Prepayment makes the most financial sense when you plan to stay in the home long enough that the interest savings outweigh the opportunity cost of tying up that cash. For someone in the early years of a 30-year assessment, prepaying can save tens of thousands in interest. For someone buying a home where only three years of payments remain, it’s less compelling.

What Happens If You Don’t Pay

Skipping your PID payment is a serious mistake. The assessment lien on your property generally holds the same priority as a regular property tax lien, meaning it sits ahead of your mortgage. Penalties and interest begin accruing on delinquent amounts, and the specific rates are set by the governing body that created the district. Over time, unpaid assessments can lead to foreclosure proceedings against your property, just like unpaid property taxes.

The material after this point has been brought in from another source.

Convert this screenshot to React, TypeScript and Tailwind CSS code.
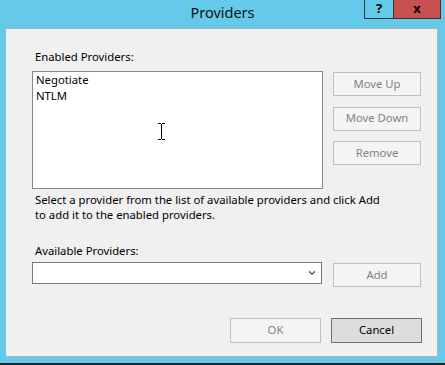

The lien doesn’t go away if the property changes hands through a tax sale or other forced transfer. It follows the land. And the statute of limitations on collecting the assessment doesn’t start running until the final installment comes due, which could be decades away. If you’re struggling to make the payment, contact the district administrator early. Falling behind triggers compounding costs that make the problem harder to solve with each passing month.

How PIDs Affect Your Mortgage

Lenders treat PID assessments as part of your total housing cost when evaluating your mortgage application. The annual PID payment gets factored into your debt-to-income ratio alongside your property taxes, homeowner’s insurance, and any HOA dues. A high PID assessment can reduce the loan amount you qualify for, since it increases your projected monthly obligation. If you’re shopping in a PID community, run the numbers with the PID payment included before falling in love with a house that stretches your budget.

Because the PID lien has priority over the mortgage, lenders have a strong incentive to make sure the assessment gets paid. Most will require escrow for the PID payment and won’t give you the option to pay it separately. This protects both you and the lender from a delinquency that could jeopardize the property title.